SMEs to rebound faster after lockdown, curfew

Monday, July 6th, 2020 00:00 |
Financial institutions restructured loan agreements with clients to conform to their needs. Photo/PD/FILE

FINANCE:  Small and micro-enterprise financiers see a quick turn-around ahead of  the president lifting inter-county lockdown, even as they forecast formal economy to hurt longer.

Banking on their customers’ abilities to bounce back from disruptions, micro-finance institutions (MFIs) believe self-employed individuals will be able to conciliate operations sooner upon relaxation of the cessation of movement, compared to other sectors.

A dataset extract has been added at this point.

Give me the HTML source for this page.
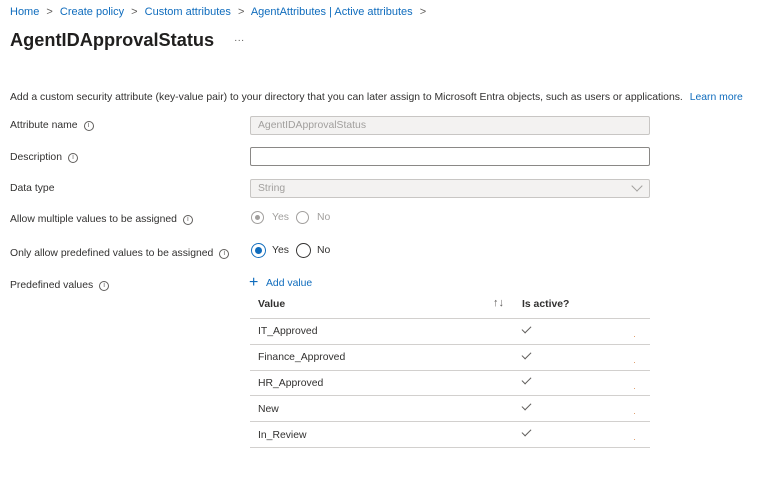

Speaking to Business Hub on the outlook of the sector, ECLOF Kenya chief executive Mary Munyiri says with the easing of restrictions, micro credit demand will pick up since small borrowers will be in the market for funds to quickly reorganise their businesses.

Surge in loans demand

“Our credit facilities are strategically targeting the vulnerable groups, most of whose businesses have been impacted by these restrictions and I can only see a surge in demand for our loans if the President lifts such restrictions in his national address,” said Munyiri.

Peter Macharia, a financial expert and the chief executive officer at Jijenge Credit forecasts a scenario that will see loan disbursements to existing SME customers continue but micro-lenders will be cautious to extend credit to the new ones during the extension period.

“Micro-entrepreneurs are ordinarily known to be much more resilient than bigger companies, and while we are optimistic an ease to restrictions is likely, I can only predict a tougher working environment going forward if the lockdown procedures are extended with our loan collections for instance on a free fall,” he said.

Prolonged restrictions of movement will also see MFIs further defer loan repayments for longer periods.

“There have been slow payments, and liquidity has been affected,” says the Ceo of Micro-cap Holdings Philip Kibet, adding that the move will also affect banks which he says may resort to unsecured lending practices or stick with previous borrowers.